Para ela, que não costuma trabalhar resgatando coisas do seu passado a fim de viver a personagem, a experiência foi muito interessante e envolvente. “Acho que é uma história que tem um peso, que só de você se colocar na situação daquela mulher, a emoção que a cena tem que ter vem”, conta ela. E por mais surpreendente que possa parecer, foi justamente esse filme, que trata da maternidade como ela é e todas suas dificuldades, que fez Monica repensar sua decisão de não ter filhos.

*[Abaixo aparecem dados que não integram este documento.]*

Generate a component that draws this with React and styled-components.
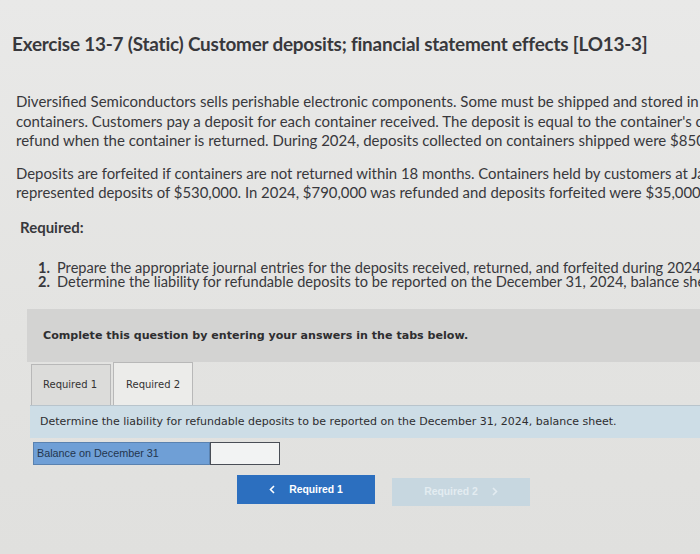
import React from "react";
import styled, { createGlobalStyle } from "styled-components";

const GlobalStyle = createGlobalStyle`
  html, body {
    margin: 0;
    padding: 0;
    width: 700px;
    height: 554px;
    overflow: hidden;
    background: #e4e4e2;
  }
`;

const Page = styled.div`
  width: 700px;
  height: 554px;
  overflow: hidden;
  background: linear-gradient(180deg, #e9e9e8 0%, #e3e3e1 60%, #e0e0de 100%);
  color: #38383c;
  font-family: Lato, "Liberation Sans", sans-serif;
  padding-top: 31px;
  box-sizing: border-box;
`;

const Title = styled.h1`
  margin: 0 0 0 12px;
  font-size: 18.9px;
  line-height: 26px;
  font-weight: 700;
  white-space: nowrap;
  letter-spacing: -0.2px;
`;

const Paragraph = styled.div`
  margin: ${(p) => p.$top}px 0 0 16px;
  font-size: ${(p) => p.$size}px;
  line-height: 19.5px;
`;

const Line = styled.div`
  white-space: nowrap;
`;

const Required = styled.div`
  margin: 15px 0 0 20px;
  font-size: 15px;
  line-height: 19px;
  font-weight: 700;
`;

const List = styled.ol`
  margin: 24px 0 0 0;
  padding: 0 0 0 38px;
  list-style: none;
  font-size: 14.6px;
  line-height: 14.5px;
`;

const Item = styled.li`
  display: flex;
  white-space: nowrap;
`;

const Num = styled.span`
  width: 19px;
  font-weight: 700;
  flex: none;
`;

const Panel = styled.div`
  margin: 19px 0 0 27px;
  font-family: "DejaVu Sans", Verdana, sans-serif;
`;

const Banner = styled.div`
  height: 53px;
  background: #d3d3d2;
  display: flex;
  align-items: center;
  padding-left: 16px;
  font-size: 11.1px;
  font-weight: 700;
  color: #2e2e30;
`;

const Tabs = styled.div`
  display: flex;
  gap: 2px;
  padding-left: 4px;
  height: 43px;
  align-items: flex-end;
`;

const Tab = styled.div`
  width: 80px;
  height: ${(p) => (p.$active ? 43 : 41)}px;
  box-sizing: border-box;
  border: 1px solid #b8b8b8;
  border-bottom: none;
  background: ${(p) => (p.$active ? "#ececea" : "#dcdcda")};
  display: flex;
  align-items: center;
  padding-left: ${(p) => (p.$active ? 12 : 11)}px;
  padding-top: ${(p) => (p.$active ? 2 : 0)}px;
  font-size: 10px;
  color: #333;
`;

const Prompt = styled.div`
  margin-left: 3px;
  height: 32px;
  background: #cddde6;
  border-top: 1px solid #b8c4cc;
  display: flex;
  align-items: center;
  padding-left: 10px;
  font-size: 11px;
  color: #2e2e30;
  white-space: nowrap;
`;

const AnswerRow = styled.div`
  display: flex;
  margin: 4px 0 0 6px;
  height: 23px;
`;

const Label = styled.div`
  width: 177px;
  box-sizing: border-box;
  background: #6f9fd6;
  border: 1px solid #5a82b0;
  display: flex;
  align-items: center;
  padding-left: 3px;
  font-family: "Liberation Sans", Arial, sans-serif;
  font-size: 10.8px;
  color: #23364e;
`;

const Input = styled.input`
  width: 70px;
  box-sizing: border-box;
  border: 1px solid #4a4e56;
  background: #f2f3f3;
  outline: none;
`;

const Nav = styled.div`
  display: flex;
  gap: 17px;
  margin: 10px 0 0 210px;
  align-items: flex-start;
`;

const NavButton = styled.button`
  width: 138px;
  height: ${(p) => (p.$disabled ? 28 : 29)}px;
  margin-top: ${(p) => (p.$disabled ? 3 : 0)}px;
  border: none;
  background: ${(p) => (p.$disabled ? "#c7d7e0" : "#2c6fbf")};
  color: ${(p) => (p.$disabled ? "#e3ecf1" : "#ffffff")};
  font-family: "Liberation Sans", Arial, sans-serif;
  font-size: 10.4px;
  font-weight: 700;
  display: flex;
  align-items: center;
  justify-content: center;
  gap: 14px;
  padding: 0;
`;

const Chevron = styled.svg`
  width: 6px;
  height: 9px;
`;

const ChevronLeft = () => (
  <Chevron viewBox="0 0 6 9">
    <path d="M5 1 L1.5 4.5 L5 8" fill="none" stroke="currentColor" strokeWidth="1.6" />
  </Chevron>
);

const ChevronRight = () => (
  <Chevron viewBox="0 0 6 9">
    <path d="M1 1 L4.5 4.5 L1 8" fill="none" stroke="currentColor" strokeWidth="1.6" />
  </Chevron>
);

const App = () => (
  <Page>
    <GlobalStyle />
    <Title>Exercise 13-7 (Static) Customer deposits; financial statement effects [LO13-3]</Title>
    <Paragraph $top={35} $size={15}>
      <Line>Diversified Semiconductors sells perishable electronic components. Some must be shipped and stored in reusable</Line>
      <Line>containers. Customers pay a deposit for each container received. The deposit is equal to the container's cost. A</Line>
      <Line>refund when the container is returned. During 2024, deposits collected on containers shipped were $850,000.</Line>
    </Paragraph>
    <Paragraph $top={13} $size={14.9}>
      <Line>Deposits are forfeited if containers are not returned within 18 months. Containers held by customers at January 1, 2024,</Line>
      <Line>represented deposits of $530,000. In 2024, $790,000 was refunded and deposits forfeited were $35,000.</Line>
    </Paragraph>
    <Required>Required:</Required>
    <List>
      <Item>
        <Num>1.</Num>
        Prepare the appropriate journal entries for the deposits received, returned, and forfeited during 2024.
      </Item>
      <Item>
        <Num>2.</Num>
        Determine the liability for refundable deposits to be reported on the December 31, 2024, balance sheet.
      </Item>
    </List>
    <Panel>
      <Banner>Complete this question by entering your answers in the tabs below.</Banner>
      <Tabs>
        <Tab>Required 1</Tab>
        <Tab $active>Required 2</Tab>
      </Tabs>
      <Prompt>Determine the liability for refundable deposits to be reported on the December 31, 2024, balance sheet.</Prompt>
      <AnswerRow>
        <Label>Balance on December 31</Label>
        <Input />
      </AnswerRow>
      <Nav>
        <NavButton>
          <ChevronLeft />
          Required 1
        </NavButton>
        <NavButton $disabled>
          Required 2
          <ChevronRight />
        </NavButton>
      </Nav>
    </Panel>
  </Page>
);

export default App;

No filme, uma mulher bem-sucedida é surpreendida com uma gravidez – Foto: Divulgação
Embora a personagem central do longa seja a Manuela, interpretada por Monica, a rede de apoio essencialmente feminina que aparece ao seu lado também é muito importante para o enredo. Afinal, quando não está sozinha, essa mãe normalmente será amparada por outras mulheres e é aí que entra um contraponto importante do filme, que mostra diferentes tipos de maternidades.
“No momento em que a Manuela está tentando se entender como mãe ela também consegue olhar melhor para o outro, e ela entende que a babá que passa a noite com seu filho também tem uma vida e uma filha própria. Eu acho muito interessante como essa ficha cai para ela, é algo tão classe-média branca”, comenta a atriz sobre a importância de mostrar isso na obra. Poder contratar outras mulheres para cuidar de seu filho enquanto ela trabalha é um privilégio que a personagem demora para entender.

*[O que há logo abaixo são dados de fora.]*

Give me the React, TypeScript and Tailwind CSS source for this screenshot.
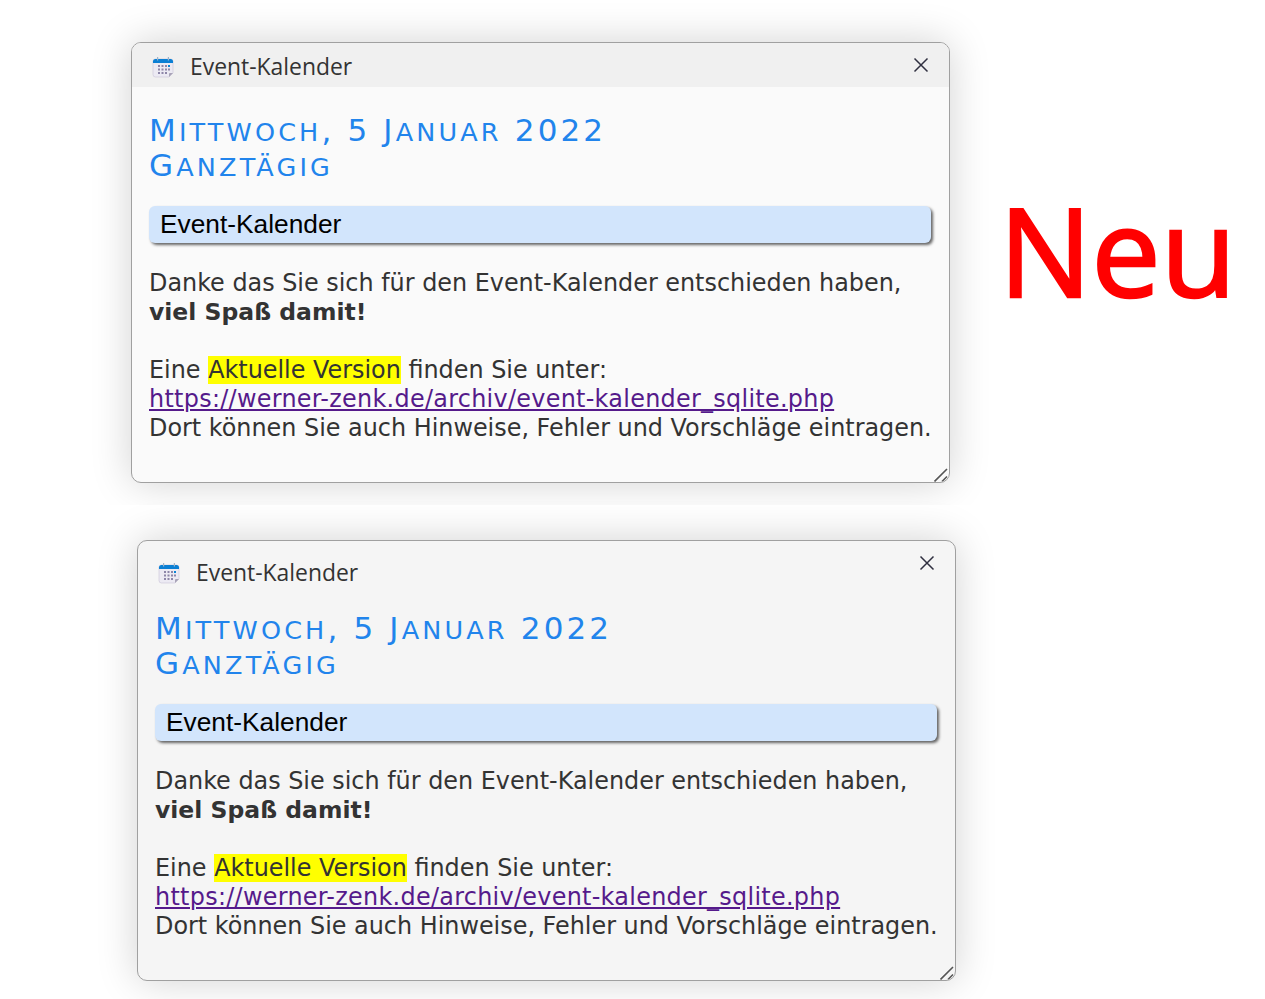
const body = '[font-family:"Open_Sans","Noto_Sans",sans-serif]';

function CalIcon() {
  const dots: [number, number, string][] = [];
  [9, 12.5, 16].forEach((y, r) =>
    [6, 9.5, 13, 16].forEach((x, c) => {
      if (r === 2 && c === 3) return;
      dots.push([x, y, r === 0 && c === 3 ? "#0a84d6" : "#8d86a8"]);
    })
  );
  return (
    <svg width="22" height="22" viewBox="0 0 22 22" className="shrink-0">
      <path d="M1 5.5 Q1 3 3.5 3 H18.5 Q21 3 21 5.5 V17 L17 21 H3.5 Q1 21 1 18.5 Z" fill="#eceaf3" stroke="#c9c5d6" strokeWidth="0.6" />
      <path d="M17 21 L21 17 H18 Q17 17 17 18 Z" fill="#a9a4b8" />
      <path d="M1 7 V5.5 Q1 3 3.5 3 H18.5 Q21 3 21 5.5 V7 Z" fill="#0a7fd4" />
      <rect x="5" y="1" width="1.2" height="3.5" fill="#9fb4c8" />
      <rect x="15.8" y="1" width="1.2" height="3.5" fill="#9fb4c8" />
      {dots.map(([x, y, c], i) => (
        <rect key={i} x={x} y={y} width="2" height="2" fill={c} />
      ))}
    </svg>
  );
}

function CloseIcon() {
  return (
    <svg width="16" height="16" viewBox="0 0 16 16" className="shrink-0">
      <path d="M1.5 1.5 L14.5 14.5 M14.5 1.5 L1.5 14.5" stroke="#303040" strokeWidth="1.5" fill="none" />
    </svg>
  );
}

function Grip() {
  return (
    <svg width="14" height="14" viewBox="0 0 14 14" className="absolute right-[1px] bottom-0">
      <path d="M0.5 13.5 L13 1 M8 13.5 L13 8.5" stroke="#555" strokeWidth="1.6" fill="none" />
    </svg>
  );
}

function Sc({ children }: { children: string }) {
  return <span className="text-[25.5px] leading-none uppercase">{children}</span>;
}

function Dialog({ alt }: { alt?: boolean }) {
  return (
    <div className={`relative w-[819px] h-[441px] rounded-[10px] border border-[#a0a0a0] overflow-hidden shadow-[0_0_40px_rgba(0,0,0,0.18)] ${alt ? "bg-[#f5f5f5]" : "bg-[#fafafa]"} ${body}`}>
      <div className={`h-[44px] flex items-center pl-[20px] pr-[20px] ${alt ? "" : "bg-[#f0f0f0]"}`}>
        <div className={alt ? "mt-[19px] flex items-center" : "mt-[3px] flex items-center"}>
          <CalIcon />
          <span className="ml-[16px] text-[22.9px] leading-[30px] text-[#333]">Event-Kalender</span>
        </div>
        <div className={alt ? "ml-auto mt-[-1px]" : "ml-auto"}>
          <CloseIcon />
        </div>
      </div>
      <div className="px-[17px]">
        <h2 className="mt-[26px] text-[31px] leading-[35px] text-[#2184ec] tracking-[3.15px] font-normal [font-family:'DejaVu_Sans',sans-serif]">
          M<Sc>ittwoch</Sc>, 5 J<Sc>anuar</Sc> 2022
          <br />
          G<Sc>anztägig</Sc>
        </h2>
        <div className="mt-[23px] h-[37px] w-[782px] flex items-center pl-[11px] rounded-[6px] bg-[#d2e5fc] shadow-[2px_2px_3px_rgba(0,0,0,0.6)] text-[26.3px] text-black [font-family:'Liberation_Sans',sans-serif]">
          Event-Kalender
        </div>
        <div className="mt-[26px] text-[23.88px] leading-[29px] text-[#333] whitespace-nowrap [font-family:'DejaVu_Sans',sans-serif]">
          <p>Danke das Sie sich für den Event-Kalender entschieden haben,</p>
          <p className="font-bold text-[23.5px]">viel Spaß damit!</p>
          <p className="mt-[29px]">
            Eine <span className="bg-[#ffff00]">Aktuelle Version</span> finden Sie unter:
          </p>
          <p className="text-[#551a8b] underline tracking-[0.29px]">https://werner-zenk.de/archiv/event-kalender_sqlite.php</p>
          <p>Dort können Sie auch Hinweise, Fehler und Vorschläge eintragen.</p>
        </div>
      </div>
      <Grip />
    </div>
  );
}

export default function App() {
  return (
    <div className="w-[1265px] h-[999px] overflow-hidden bg-white">
      <div className="h-[505px] overflow-hidden flex items-start pt-[42px] pl-[131px]">
        <Dialog />
        <div className="ml-[49px] mt-[142px] text-[123px] leading-[132px] text-[#ff0000] [-webkit-text-stroke:2.5px_#ff0000] [font-family:'Open_Sans',sans-serif]">Neu</div>
      </div>
      <div className="pt-[35px] pl-[137px]">
        <Dialog alt />
      </div>
    </div>
  );
}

A diretora concorda, e diz que ao trazer a personagem da babá, a ideia era realmente fazer uma crítica, mas o filme não é sobre a maternidade dela. “É muito fácil tirar o tema da maternidade do foco, é só colocar uma questão financeira por exemplo e a problemática vira outra. Mas eu queria fazer um filme em que nada pudesse roubar o palco da maternidade porque ela precisa realmente ser mais discutida”, afirma Dainara.
Monica Iozzi é Manuela em “Mar de Dentro” – Foto: Divulgação
Ainda segundo ela, o Brasil tem uma tradição colonialista muito forte e mesmo o cinema brasileiro tem essa pegada antropológica, de olhar para o outro através dessa visão do colonizador. “A gente precisa aprender a jogar o foco na gente e falar disso. Acho que também temos que fazer filmes que falem sobre a classe média e com a classe média”, diz a diretora.

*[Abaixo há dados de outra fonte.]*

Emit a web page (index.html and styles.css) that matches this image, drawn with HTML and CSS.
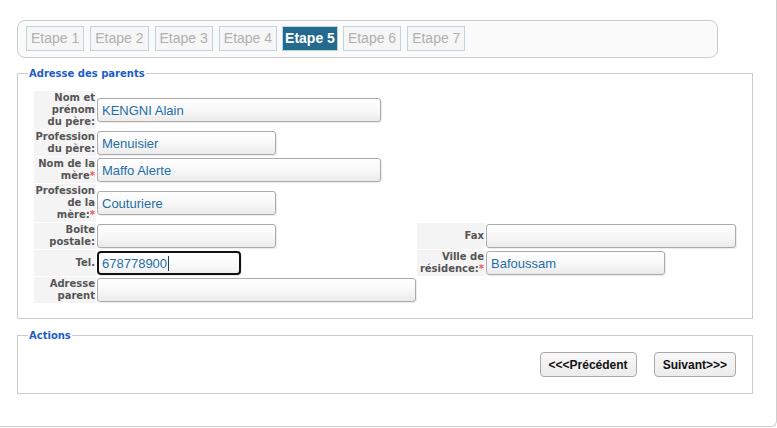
FILE: index.html
```html
<!DOCTYPE html>
<html lang="fr">
<head>
<meta charset="utf-8">
<title>Etape 5 - Adresse des parents</title>
<link rel="stylesheet" href="styles.css">
</head>
<body>
<div class="page">
  <div class="steps">
    <span class="step">Etape 1</span>
    <span class="step">Etape 2</span>
    <span class="step">Etape 3</span>
    <span class="step">Etape 4</span>
    <span class="step step-active">Etape 5</span>
    <span class="step">Etape 6</span>
    <span class="step">Etape 7</span>
  </div>

  <fieldset class="box box-form">
    <legend class="box-title">Adresse des parents</legend>
    <div class="form-grid">
      <div class="lbl"><span class="lbl-text">Nom et<br>prénom<br>du père:</span></div>
      <div class="field"><input class="inp w-l" type="text" value="KENGNI Alain"></div>
      <div class="cell-empty"></div><div class="cell-empty"></div>

      <div class="lbl"><span class="lbl-text">Profession<br>du père:</span></div>
      <div class="field"><input class="inp w-m" type="text" value="Menuisier"></div>
      <div class="cell-empty"></div><div class="cell-empty"></div>

      <div class="lbl"><span class="lbl-text">Nom de la<br>mère<span class="req">*</span></span></div>
      <div class="field"><input class="inp w-l" type="text" value="Maffo Alerte"></div>
      <div class="cell-empty"></div><div class="cell-empty"></div>

      <div class="lbl"><span class="lbl-text">Profession<br>de la<br>mère:<span class="req">*</span></span></div>
      <div class="field"><input class="inp w-m" type="text" value="Couturiere"></div>
      <div class="cell-empty"></div><div class="cell-empty"></div>

      <div class="lbl"><span class="lbl-text">Boite<br>postale:</span></div>
      <div class="field"><input class="inp w-m" type="text" value=""></div>
      <div class="lbl"><span class="lbl-text">Fax</span></div>
      <div class="field"><input class="inp w-full" type="text" value=""></div>

      <div class="lbl"><span class="lbl-text">Tel.</span></div>
      <div class="field"><span class="focus-wrap"><input class="inp inp-focus w-s" type="text" value="678778900"><span class="caret"></span></span></div>
      <div class="lbl"><span class="lbl-text">Ville de<br>résidence:<span class="req">*</span></span></div>
      <div class="field"><input class="inp w-m" type="text" value="Bafoussam"></div>

      <div class="lbl"><span class="lbl-text">Adresse<br>parent</span></div>
      <div class="field"><input class="inp w-full" type="text" value=""></div>
      <div class="cell-empty"></div><div class="cell-empty"></div>
    </div>
  </fieldset>

  <fieldset class="box box-actions">
    <legend class="box-title">Actions</legend>
    <div class="actions">
      <button class="btn" type="button">&lt;&lt;&lt;Précédent</button>
      <button class="btn" type="button">Suivant&gt;&gt;&gt;</button>
    </div>
  </fieldset>
</div>
</body>
</html>
```

FILE: styles.css
```css
html, body {
  margin: 0;
  padding: 0;
  background: #ffffff;
}

body {
  font-family: "Liberation Sans", Arial, sans-serif;
}

.page {
  width: 777px;
  height: 427px;
  box-sizing: border-box;
  padding: 20px 0 0 17px;
  border-right: 1px solid #cfcfcf;
  border-bottom: 1px solid #cfcfcf;
  border-bottom-right-radius: 6px;
  overflow: hidden;
}

/* ---- step tabs ---- */
.steps {
  width: 701px;
  height: 38px;
  box-sizing: border-box;
  border: 1px solid #cccccc;
  border-radius: 8px;
  background: #fafafa;
  padding: 5px 8px 6px;
  display: flex;
  gap: 6px;
}

.step {
  display: block;
  height: 25px;
  box-sizing: border-box;
  border: 1px solid #bcd6de;
  padding: 0 4px;
  line-height: 23px;
  font-family: "Liberation Sans", Arial, sans-serif;
  font-size: 14px;
  color: #b0b0b0;
  background: #f6f6f6;
  white-space: nowrap;
}

.step-active {
  background: #236a8e;
  color: #ffffff;
  font-weight: bold;
  padding: 0 2px;
  margin-left: -1px;
  margin-right: -1px;
}

/* ---- fieldsets ---- */
.box {
  width: 736px;
  box-sizing: border-box;
  margin: 9px 0 0;
  border: 1px solid #cccccc;
  padding: 11px 16px 15px;
  min-inline-size: 0;
}

.box-actions {
  margin-top: 10px;
  padding-top: 10px;
  padding-bottom: 16px;
}

.box-title {
  font-family: "DejaVu Sans", Verdana, sans-serif;
  font-size: 10px;
  font-weight: bold;
  line-height: 13px;
  color: #1c5cc8;
  padding: 0 1px;
  margin-left: -6px;
}

/* ---- form grid ---- */
.form-grid {
  display: grid;
  grid-template-columns: 62px 319px 68px 1fr;
  column-gap: 1px;
  row-gap: 1px;
}

.lbl {
  display: flex;
  align-items: center;
  justify-content: flex-end;
  background: #f4f4f4;
  padding: 1px 1px 1px 0;
  font-family: "DejaVu Sans", Verdana, sans-serif;
  font-size: 10px;
  font-weight: bold;
  line-height: 12px;
  color: #555555;
}

.lbl-text {
  display: block;
  text-align: right;
  white-space: nowrap;
}

.req {
  color: #ee5555;
}

.field {
  display: flex;
  align-items: center;
}

.inp {
  display: block;
  height: 24px;
  box-sizing: border-box;
  margin: 0;
  border: 1px solid #ababab;
  border-radius: 3px;
  padding: 0 4px;
  font-family: "Liberation Sans", Arial, sans-serif;
  font-size: 13px;
  color: #1f6ea8;
  background: linear-gradient(to bottom, #ffffff 0%, #f7f7f7 55%, #ebebeb 100%);
  box-shadow: 1px 1px 1px rgba(0, 0, 0, 0.08);
  outline: none;
}

.inp-focus {
  border: 2px solid #111111;
  border-radius: 4px;
  padding: 0 3px;
  background: linear-gradient(to bottom, #ffffff 0%, #fafafa 60%, #f0f0f0 100%);
}

.focus-wrap {
  position: relative;
  display: block;
}

.caret {
  position: absolute;
  left: 71px;
  top: 5px;
  width: 1px;
  height: 15px;
  background: #1f3f66;
}

.w-l { width: 284px; }
.w-m { width: 179px; }
.w-s { width: 144px; }
.w-full { width: 100%; }

/* ---- actions ---- */
.actions {
  display: flex;
  justify-content: flex-end;
  gap: 17px;
}

.btn {
  height: 25px;
  box-sizing: border-box;
  margin: 0;
  padding: 0 8px;
  border: 1px solid #a9a9a9;
  border-radius: 4px;
  background: linear-gradient(to bottom, #f7f7f7 0%, #ececec 100%);
  font-family: "Liberation Sans", Arial, sans-serif;
  font-size: 12px;
  font-weight: bold;
  color: #111111;
  cursor: pointer;
}
```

Para Dainara, ver o filme é uma conquista de anos batalhando para contar essa história dessa forma. “É mostrar que sim, precisamos falar sobre maternidade, precisamos ter mais espaço para os temas feminino com esse olhar que é nosso. E quando eu digo nosso, incluo aqui os homens trans, que também tem experiências de maternidade.”
O filme estreia nos cinemas nesta quinta-feira (07.04), e embora nunca seja possível dizer como ele vai chegar para o público, tanto Monica quanto Dainara esperam que ele leve as pessoas a olhar para a maternidade de uma forma menos romantizada . É necessário desconstruir essa ideia de que a responsável pela criança é apenas a mãe e olhar para a maternidade de uma forma mais empática e coletiva.